37: “McLuhan readers have to bushwhack through jungles of outrageousness to get at the mineral deposits. Innis’ oil seems available only by fracking. Kittler is one in a long line of media theorists who require and repay creative reading.”

Geoffrey Winthrop-Young, “Siren Recursions” (67-87)

74-5: “All media technologies are ‘archives of cultural engineering’ (Ernst, ‘Media Archaeology’ 243), and in ways which give a lot of additional meaning to McLuhan’s mantra that the content of one medium is always another medium, each archive recursively processes another.”

81-2: “The answer to Tiberius’ question quid Sirenes cantare sint solitae, then, is not only to quote Homer but to insist that the message is the medium itself. In Kittler’s terminology, the Siren song is the first discourse on discourse channel conditions, insofar as the song performs its own notational and musical properties.

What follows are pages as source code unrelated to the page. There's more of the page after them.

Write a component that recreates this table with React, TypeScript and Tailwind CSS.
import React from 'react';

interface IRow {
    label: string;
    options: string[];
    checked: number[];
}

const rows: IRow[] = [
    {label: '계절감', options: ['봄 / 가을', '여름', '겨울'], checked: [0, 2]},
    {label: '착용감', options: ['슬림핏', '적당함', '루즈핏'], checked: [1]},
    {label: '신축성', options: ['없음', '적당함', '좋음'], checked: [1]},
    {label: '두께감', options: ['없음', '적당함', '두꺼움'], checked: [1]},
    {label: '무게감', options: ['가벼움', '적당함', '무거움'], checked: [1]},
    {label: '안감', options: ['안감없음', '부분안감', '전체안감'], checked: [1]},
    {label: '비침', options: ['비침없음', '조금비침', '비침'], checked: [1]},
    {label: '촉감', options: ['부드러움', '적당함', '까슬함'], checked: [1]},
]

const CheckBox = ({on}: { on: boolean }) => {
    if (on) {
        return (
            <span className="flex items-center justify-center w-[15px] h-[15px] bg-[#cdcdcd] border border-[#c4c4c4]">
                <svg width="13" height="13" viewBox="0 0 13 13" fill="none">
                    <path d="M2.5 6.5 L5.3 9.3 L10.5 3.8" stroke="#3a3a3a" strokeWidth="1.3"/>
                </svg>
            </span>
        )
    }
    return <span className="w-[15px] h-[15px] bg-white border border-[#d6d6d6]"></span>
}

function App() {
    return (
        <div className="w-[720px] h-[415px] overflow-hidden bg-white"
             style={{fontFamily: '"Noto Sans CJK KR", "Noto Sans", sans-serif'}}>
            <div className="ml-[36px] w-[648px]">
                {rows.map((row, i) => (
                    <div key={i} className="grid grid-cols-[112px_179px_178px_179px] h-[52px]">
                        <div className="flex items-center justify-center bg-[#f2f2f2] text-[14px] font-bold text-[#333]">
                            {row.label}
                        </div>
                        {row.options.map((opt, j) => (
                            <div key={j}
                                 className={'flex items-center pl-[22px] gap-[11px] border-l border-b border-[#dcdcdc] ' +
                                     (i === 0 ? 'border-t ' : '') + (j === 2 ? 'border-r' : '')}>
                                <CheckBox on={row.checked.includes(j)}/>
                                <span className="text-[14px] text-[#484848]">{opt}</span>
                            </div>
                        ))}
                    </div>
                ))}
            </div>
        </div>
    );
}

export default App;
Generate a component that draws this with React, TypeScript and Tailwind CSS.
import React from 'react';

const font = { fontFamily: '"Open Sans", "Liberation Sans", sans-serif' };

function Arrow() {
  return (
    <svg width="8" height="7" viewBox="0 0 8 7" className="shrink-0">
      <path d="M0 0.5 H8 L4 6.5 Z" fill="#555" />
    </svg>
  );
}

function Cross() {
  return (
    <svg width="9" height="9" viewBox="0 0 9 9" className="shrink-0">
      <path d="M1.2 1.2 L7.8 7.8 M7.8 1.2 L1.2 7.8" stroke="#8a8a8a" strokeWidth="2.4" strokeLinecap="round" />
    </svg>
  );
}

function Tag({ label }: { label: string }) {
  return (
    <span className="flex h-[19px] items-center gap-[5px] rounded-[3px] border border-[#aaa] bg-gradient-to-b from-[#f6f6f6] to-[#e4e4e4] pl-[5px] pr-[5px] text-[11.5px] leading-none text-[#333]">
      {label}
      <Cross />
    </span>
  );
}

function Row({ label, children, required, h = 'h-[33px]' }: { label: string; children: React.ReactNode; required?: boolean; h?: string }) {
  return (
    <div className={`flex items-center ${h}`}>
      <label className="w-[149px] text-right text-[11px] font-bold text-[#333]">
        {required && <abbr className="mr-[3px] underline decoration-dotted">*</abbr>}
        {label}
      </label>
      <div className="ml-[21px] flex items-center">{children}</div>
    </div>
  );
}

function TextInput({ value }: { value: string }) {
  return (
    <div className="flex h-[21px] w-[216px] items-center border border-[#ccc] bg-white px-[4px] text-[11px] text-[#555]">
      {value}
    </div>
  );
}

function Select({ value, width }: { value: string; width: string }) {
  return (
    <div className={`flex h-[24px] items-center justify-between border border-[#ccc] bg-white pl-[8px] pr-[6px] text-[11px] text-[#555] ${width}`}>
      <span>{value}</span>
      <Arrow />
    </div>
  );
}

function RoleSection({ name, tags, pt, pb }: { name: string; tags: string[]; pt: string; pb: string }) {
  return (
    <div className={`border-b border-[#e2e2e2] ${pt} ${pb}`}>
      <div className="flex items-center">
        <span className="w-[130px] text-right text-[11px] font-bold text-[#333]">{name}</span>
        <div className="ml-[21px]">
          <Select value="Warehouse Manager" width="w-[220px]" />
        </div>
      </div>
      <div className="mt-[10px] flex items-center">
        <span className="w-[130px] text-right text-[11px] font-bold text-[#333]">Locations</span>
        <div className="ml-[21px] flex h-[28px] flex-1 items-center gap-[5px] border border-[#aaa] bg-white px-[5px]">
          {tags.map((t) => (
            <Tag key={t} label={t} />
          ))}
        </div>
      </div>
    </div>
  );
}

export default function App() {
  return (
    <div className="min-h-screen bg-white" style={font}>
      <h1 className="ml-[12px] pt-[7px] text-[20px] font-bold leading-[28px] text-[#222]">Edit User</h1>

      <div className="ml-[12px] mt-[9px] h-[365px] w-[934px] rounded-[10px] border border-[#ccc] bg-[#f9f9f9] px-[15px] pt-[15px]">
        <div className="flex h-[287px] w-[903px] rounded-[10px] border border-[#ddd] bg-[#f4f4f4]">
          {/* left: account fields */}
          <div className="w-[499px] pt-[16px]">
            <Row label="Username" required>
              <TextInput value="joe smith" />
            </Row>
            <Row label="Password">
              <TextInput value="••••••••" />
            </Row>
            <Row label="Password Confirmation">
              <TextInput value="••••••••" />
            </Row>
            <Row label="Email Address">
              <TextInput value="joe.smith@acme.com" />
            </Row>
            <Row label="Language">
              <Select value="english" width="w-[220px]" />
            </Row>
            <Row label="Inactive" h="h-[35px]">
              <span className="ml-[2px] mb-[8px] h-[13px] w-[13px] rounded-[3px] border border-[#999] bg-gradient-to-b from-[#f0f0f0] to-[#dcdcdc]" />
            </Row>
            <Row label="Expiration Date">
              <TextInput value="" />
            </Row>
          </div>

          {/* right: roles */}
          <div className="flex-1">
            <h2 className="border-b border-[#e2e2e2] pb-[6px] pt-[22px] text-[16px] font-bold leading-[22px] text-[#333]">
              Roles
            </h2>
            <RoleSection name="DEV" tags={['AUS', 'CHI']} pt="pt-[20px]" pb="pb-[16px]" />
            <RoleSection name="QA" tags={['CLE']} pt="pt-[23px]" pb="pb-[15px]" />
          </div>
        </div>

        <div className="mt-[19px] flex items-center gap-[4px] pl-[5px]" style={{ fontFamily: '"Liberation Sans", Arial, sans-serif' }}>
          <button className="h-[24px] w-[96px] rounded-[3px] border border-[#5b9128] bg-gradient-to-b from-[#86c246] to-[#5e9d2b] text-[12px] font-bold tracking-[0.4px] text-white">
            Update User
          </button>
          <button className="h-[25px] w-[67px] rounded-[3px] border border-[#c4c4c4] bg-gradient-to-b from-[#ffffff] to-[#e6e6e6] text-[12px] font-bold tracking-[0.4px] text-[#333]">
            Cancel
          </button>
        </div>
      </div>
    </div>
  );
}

But we should not completely bury the message in the medium, for according to Kittler the invitation expressed by the Sirens—‘Come hither Odysseus’—is an invitation to have sex. … In the senior Kittlersphere, however, sex is a recursion of gods in humans, for it amounts to a human repetition of the act first performed by the gods.”

Caroline Bassett, “Staring into the Sun” (178-193)

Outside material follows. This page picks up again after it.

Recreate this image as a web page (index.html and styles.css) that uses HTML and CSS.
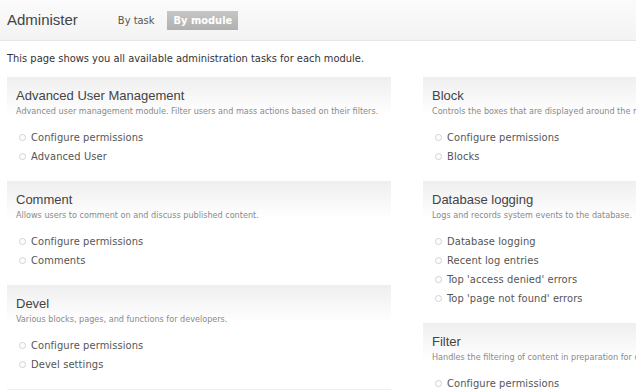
FILE: index.html
```html
<!DOCTYPE html>
<html lang="en">

<head>
  <meta charset="UTF-8" />
  <title>Administer</title>
  <link rel="stylesheet" href="styles.css">
</head>

<body>
  <div class="header">
    <h1>Administer</h1>
    <ul class="tabs">
      <li><a href="#">By task</a></li>
      <li class="active"><a href="#">By module</a></li>
    </ul>
  </div>

  <p class="intro">This page shows you all available administration tasks for each module.</p>

  <div class="columns">
    <div class="column">
      <div class="box">
        <div class="box-head">
          <h3>Advanced User Management</h3>
          <p>Advanced user management module. Filter users and mass actions based on their filters.</p>
        </div>
        <ul class="links">
          <li><a href="#">Configure permissions</a></li>
          <li><a href="#">Advanced User</a></li>
        </ul>
      </div>
      <div class="box">
        <div class="box-head">
          <h3>Comment</h3>
          <p>Allows users to comment on and discuss published content.</p>
        </div>
        <ul class="links">
          <li><a href="#">Configure permissions</a></li>
          <li><a href="#">Comments</a></li>
        </ul>
      </div>
      <div class="box">
        <div class="box-head">
          <h3>Devel</h3>
          <p>Various blocks, pages, and functions for developers.</p>
        </div>
        <ul class="links">
          <li><a href="#">Configure permissions</a></li>
          <li><a href="#">Devel settings</a></li>
        </ul>
      </div>
      <div class="box">
        <div class="box-head">
          <h3>Field</h3>
          <p>Field API to add fields to entities like nodes and users.</p>
        </div>
      </div>
    </div>

    <div class="column">
      <div class="box">
        <div class="box-head">
          <h3>Block</h3>
          <p>Controls the boxes that are displayed around the main content.</p>
        </div>
        <ul class="links">
          <li><a href="#">Configure permissions</a></li>
          <li><a href="#">Blocks</a></li>
        </ul>
      </div>
      <div class="box">
        <div class="box-head">
          <h3>Database logging</h3>
          <p>Logs and records system events to the database.</p>
        </div>
        <ul class="links">
          <li><a href="#">Database logging</a></li>
          <li><a href="#">Recent log entries</a></li>
          <li><a href="#">Top 'access denied' errors</a></li>
          <li><a href="#">Top 'page not found' errors</a></li>
        </ul>
      </div>
      <div class="box">
        <div class="box-head">
          <h3>Filter</h3>
          <p>Handles the filtering of content in preparation for display.</p>
        </div>
        <ul class="links">
          <li><a href="#">Configure permissions</a></li>
          <li><a href="#">Text formats</a></li>
        </ul>
      </div>
    </div>
  </div>
</body>

</html>
```

FILE: styles.css
```css
* {
  box-sizing: border-box;
  margin: 0;
  padding: 0;
}

html {
  overflow: hidden;
}

body {
  font-family: 'DejaVu Sans Condensed', 'DejaVu Sans', sans-serif;
  font-stretch: condensed;
  background: #fff;
  color: #333;
  width: 900px;
}

a {
  text-decoration: none;
  color: inherit;
}

ul {
  list-style: none;
}

.header {
  height: 41px;
  background: linear-gradient(#fbfbfb, #f3f3f3);
  border-bottom: 1px solid #e6e6e6;
  display: flex;
  align-items: center;
  padding: 0 7px;
}

h1 {
  font-family: 'Liberation Sans', Arial, sans-serif;
  font-stretch: normal;
  font-weight: normal;
  font-size: 15px;
  color: #444;
  margin-right: 40px;
  margin-top: -1px;
}

.tabs {
  display: flex;
  gap: 3px;
  font-size: 11px;
  color: #555;
}

.tabs li a {
  display: block;
  height: 19px;
  line-height: 19px;
  padding: 0 10px 0 0;
}

.tabs li.active a {
  padding: 0 6px;
  background: linear-gradient(#c6c6c6, #b0b0b0);
  color: #fff;
  font-weight: bold;
}

.intro {
  font-size: 11px;
  line-height: 14px;
  padding: 11px 7px 0;
}

.columns {
  display: flex;
  gap: 32px;
  padding: 11px 7px 0;
}

.column {
  width: 384px;
  flex: none;
}

.box {
  padding-bottom: 15px;
}

.box-head {
  padding: 10px 9px 0;
  background: linear-gradient(#efefef, #fff 38px);
}

.box-head h3 {
  font-family: 'Liberation Sans', Arial, sans-serif;
  font-stretch: normal;
  font-weight: normal;
  font-size: 13px;
  line-height: 18px;
  color: #444;
}

.box-head p {
  font-size: 9px;
  line-height: 12px;
  color: #8a8a8a;
  white-space: nowrap;
}

.links {
  margin-top: 11px;
  padding-left: 24px;
  font-size: 11px;
  color: #555;
  letter-spacing: 0.1px;
}

.links li {
  line-height: 19px;
  position: relative;
}

.links li::before {
  content: '';
  position: absolute;
  left: -12px;
  top: 6px;
  width: 5px;
  height: 5px;
  border: 1px solid #d0d0d0;
  border-radius: 50%;
}
```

184:  “Conceiving mobile media as intimate media in its turn encourages a reading based on prosthesis or extension. McLuhan, of course, explored reorganization of the human sensorium wrought by mass communication systems—this is what makes him famous / notorious as a technological determinist. However, he also understood those systems as extensions of man, specifically as extensions of the nervous system, entailing a form of fusion that might be said to re-embody technology as well as to dis-embody the human somewhat, but that might write the human into the developing system.”

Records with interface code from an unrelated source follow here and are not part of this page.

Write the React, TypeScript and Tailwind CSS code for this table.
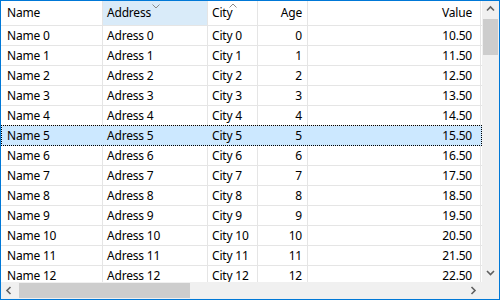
import React from "react";

const rows = Array.from({ length: 13 }, (_, i) => ({
  name: `Name ${i}`,
  address: `Adress ${i}`,
  city: `City ${i}`,
  age: `${i}`,
  value: (10.5 + i).toFixed(2),
}));

function Chevron({ dir, className }: { dir: "up" | "down" | "left" | "right"; className?: string }) {
  const pts: Record<string, string> = {
    up: "1,5.5 4.5,2 8,5.5",
    down: "1,2 4.5,5.5 8,2",
    left: "5.5,1 2,4.5 5.5,8",
    right: "2.5,1 6,4.5 2.5,8",
  };
  return (
    <svg width="9" height="9" viewBox="0 0 9 9" className={className}>
      <polyline points={pts[dir]} fill="none" stroke="#606060" strokeWidth="1.6" />
    </svg>
  );
}

export default function App() {
  return (
    <div
      className="w-[500px] h-[300px] border border-[#0078d7] bg-white flex flex-col text-[12px] tracking-[-0.2px] text-black overflow-hidden"
      style={{ fontFamily: '"Noto Sans", "Segoe UI", sans-serif' }}
    >
      <div className="flex flex-1 min-h-0">
        <div className="flex-1 min-w-0 overflow-hidden">
          {/* header */}
          <div className="flex h-[25px] border-b border-[#e5e5e5]">
            <div className="w-[102px] shrink-0 border-r border-[#e5e5e5] flex items-center pl-[6px]">Name</div>
            <div className="w-[105px] shrink-0 border-r border-[#e5e5e5] bg-[#d9ebf9] flex items-center pl-[4px] relative">
              Address
              <svg width="8" height="5" viewBox="0 0 8 5" className="absolute top-[3px] left-[49px]">
                <polyline points="0.5,0.5 4,4 7.5,0.5" fill="none" stroke="#8a8a8a" strokeWidth="1" />
              </svg>
            </div>
            <div className="w-[50px] shrink-0 border-r border-[#e5e5e5] flex items-center pl-[4px] relative">
              City
              <svg width="8" height="5" viewBox="0 0 8 5" className="absolute top-[2px] left-[21px]">
                <polyline points="0.5,4.5 4,1 7.5,4.5" fill="none" stroke="#8a8a8a" strokeWidth="1" />
              </svg>
            </div>
            <div className="w-[50px] shrink-0 border-r border-[#e5e5e5] flex items-center justify-end pr-[5px]">Age</div>
            <div className="w-[173px] shrink-0 border-r border-[#e5e5e5] flex items-center justify-end pr-[8px]">Value</div>
          </div>
          {/* rows */}
          {rows.map((r, i) => {
            const sel = i === 5;
            const cell = sel ? "border-r border-transparent" : "border-r border-[#e5e5e5]";
            return (
              <div
                key={i}
                className={
                  sel
                    ? "relative flex h-[20px] border-b border-[#cce8ff] bg-[#cce8ff]"
                    : "flex h-[20px] border-b border-[#e5e5e5]"
                }
              >
                <div className={`w-[102px] shrink-0 ${cell} flex items-center pl-[6px]`}>{r.name}</div>
                <div className={`w-[105px] shrink-0 ${cell} flex items-center pl-[4px]`}>{r.address}</div>
                <div className={`w-[50px] shrink-0 ${cell} flex items-center pl-[4px]`}>{r.city}</div>
                <div className={`w-[50px] shrink-0 ${cell} flex items-center justify-end pr-[5px]`}>{r.age}</div>
                <div className={`w-[173px] shrink-0 ${cell} flex items-center justify-end pr-[8px]`}>{r.value}</div>
                {sel && (
                  <div className="absolute left-0 right-0 -top-px -bottom-px border border-dotted border-black pointer-events-none" />
                )}
              </div>
            );
          })}
        </div>
        {/* vertical scrollbar */}
        <div className="w-[17px] shrink-0 bg-[#f0f0f0] flex flex-col items-center">
          <div className="h-[17px] flex items-center justify-center">
            <Chevron dir="up" />
          </div>
          <div className="w-[15px] h-[36px] mt-[1px] bg-[#cdcdcd]" />
          <div className="flex-1" />
          <div className="h-[17px] flex items-center justify-center">
            <Chevron dir="down" />
          </div>
        </div>
      </div>
      {/* horizontal scrollbar */}
      <div className="h-[17px] shrink-0 flex">
        <div className="flex-1 bg-[#f0f0f0] flex items-center">
          <div className="w-[17px] h-[17px] flex items-center justify-center">
            <Chevron dir="left" />
          </div>
          <div className="w-[171px] h-[15px] ml-[1px] bg-[#cdcdcd]" />
          <div className="flex-1" />
          <div className="w-[17px] h-[17px] flex items-center justify-center">
            <Chevron dir="right" />
          </div>
        </div>
        <div className="w-[17px] shrink-0 bg-[#f0f0f0]" />
      </div>
    </div>
  );
}
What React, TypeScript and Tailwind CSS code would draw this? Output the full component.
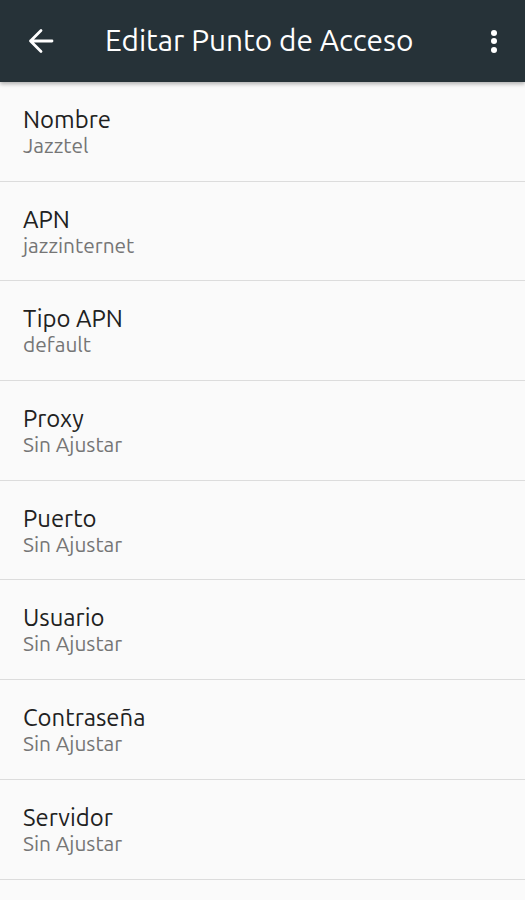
const rows = [
  { title: "Nombre", value: "Jazztel" },
  { title: "APN", value: "jazzinternet" },
  { title: "Tipo APN", value: "default" },
  { title: "Proxy", value: "Sin Ajustar" },
  { title: "Puerto", value: "Sin Ajustar" },
  { title: "Usuario", value: "Sin Ajustar" },
  { title: "Contraseña", value: "Sin Ajustar" },
  { title: "Servidor", value: "Sin Ajustar" },
];

export default function App() {
  return (
    <div className="w-[525px] h-[900px] overflow-hidden bg-[#fafafa]" style={{ fontFamily: "Ubuntu, 'Open Sans', 'Noto Sans', sans-serif" }}>
      {/* Toolbar */}
      <div className="relative z-10 h-[82px] bg-[#263238] flex items-center shadow-[0_2px_4px_rgba(0,0,0,0.3)]">
        <div className="w-[105px] pl-[29px]">
          <svg width="24" height="24" viewBox="0 0 24 24" fill="none" stroke="white" strokeWidth="2.8" strokeLinecap="round" strokeLinejoin="round" className="overflow-visible">
            <path d="M23 12H1.5M12 1.5L1.5 12L12 22.5" />
          </svg>
        </div>
        <div className="flex-1 text-white text-[29.8px] leading-none">Editar Punto de Acceso</div>
        <div className="w-[64px] flex flex-col items-center gap-[2.5px] pl-[1px]">
          <div className="w-[6px] h-[6px] rounded-full bg-white" />
          <div className="w-[6px] h-[6px] rounded-full bg-white" />
          <div className="w-[6px] h-[6px] rounded-full bg-white" />
        </div>
      </div>

      {/* List */}
      <div>
        {rows.map((r) => (
          <div key={r.title} className="h-[99.7px] border-b border-[#dcdcdc] pl-[23px] pt-[23px]">
            <div className="text-[23.9px] leading-[29px] text-[#212121]">{r.title}</div>
            <div className="text-[20.9px] leading-[24px] text-[#757575]">{r.value}</div>
          </div>
        ))}
      </div>
    </div>
  );
}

  • Bernhard Siegert, Cultural Techniques: Grids, Filters, Doors, and Other Articulations of the Real, trans. Geoffrey Winthrop-Young (New York: Fordham UP, 2015)

[loc 275] “Harold Innis and Marshall McLuhan already emphasized that the decision taken by communication studies, sociology, and economics to speak of media only in terms of mass media is woefully insufficient. Any approach to communication that places media exclusively in the ‘public sphere’ (itself a fictional construct bequeathed to us by Enlightenment thought) will systematically misconstrue the abyss of non-meaning in and from which media operate.”

  • Melle Jan Kromhout, ‘“Antennas Have Long Since Invaded Our Brains’: Listening to the ‘Other Music’ in Friedrich Kittler,” in Sander van Maas, ed., Thresholds of Listening: Sound, Technics, Space (New York: Fordham, 2015)

92:  “In the digital age, computers developed a fundamentally mathematical logic and surpassed human capacities, fulfilling the promise of the complete manipulability of all sounds. The example of the popular smartphone app Shazam shows how computers developed new and different ‘listening’ strategies, running parallel to human ways of processing sense data. Being neither an extension of the senses in Marshall McLuhan’s sense nor their radical detachment or autonomization, digital ‘listening’ technologies operate alongside humans. They establish what Kittler described as a feedback loop between machines and their users, in which the one feeds on the other. Indeed, as Kittler wrote in ‘Musik als Medium,’ it is ‘pure media-technology’ or ‘pure control flow.’

This ‘pure control flow’ points to a future, only just becoming visible in 1995, in which the constant flow of commands between humans and machines in the age of digital media change, shape, and manipulate digital data as symbolic representations of the physical world. As such, it constitutes the fulfillment, as well as the dissolution, of the traditional media technologies of the late nineteenth and early twentieth centuries and is the final step in the completion of an ‘other music.’”

 

  • Judith Skelton Grant, A Meeting of the Minds: The Massey College Story (Toronto: U Toronto P, 2015)

147:  “The college made much of [Vincent; founder of Massey College] Massey’s eightieth birthday on 20 February 1967. Moira Whalon [College secretary], Colin Friesen [bursar], and Douglas Lochhead [librarian] jointly sent warm birthday greetings by telegram; the senior fellows [of Massey College] drank to his health and long life at [Massey College’s] High Table and sent good wishes by telegram as well, while [Robertson] Davies [College Master]  asked Derrick Breach, by now a senior fellow, and three junior fellows – Michiel Horn, Ian Lancashire, and Bill Dean – to make the trip to Batterwood [Vincent Massey’s country house east of Toronto] to convey the college’s best wishes in person. There they encountered Massey in his “country” clothes – brown tweed jacket, fawn trousers, open-necked shirt, and silk cravat. The four presented “greetings  from  the  college”  and gifts,  including “a  small wooden plaque on which the college coat of arms had been painted and an etching by a contemporary Canadian artist.” Breach then “produced a large box which he said was a case of Mr Massey’s fa- vourite champagne.” To Massey’s amused delight, this proved to be twelve bottles of O’Keefe Ale, which the group had noticed was his drink of choice in the [Massey College] Common Room. In return he offered them a glass of Tio Pepe and asked their opinion of Marshall McLuhan, since he had been reading The Gutenberg Galaxy and suspected McLuhan of being a fraud. Bill Dean agreed with his assessment enthusiastically; Ian Lancashire re-called that they “agreed that its hots and its cools muddled us,” while Breach and Horn, who hadn’t read McLuhan, sensibly remained quiet.”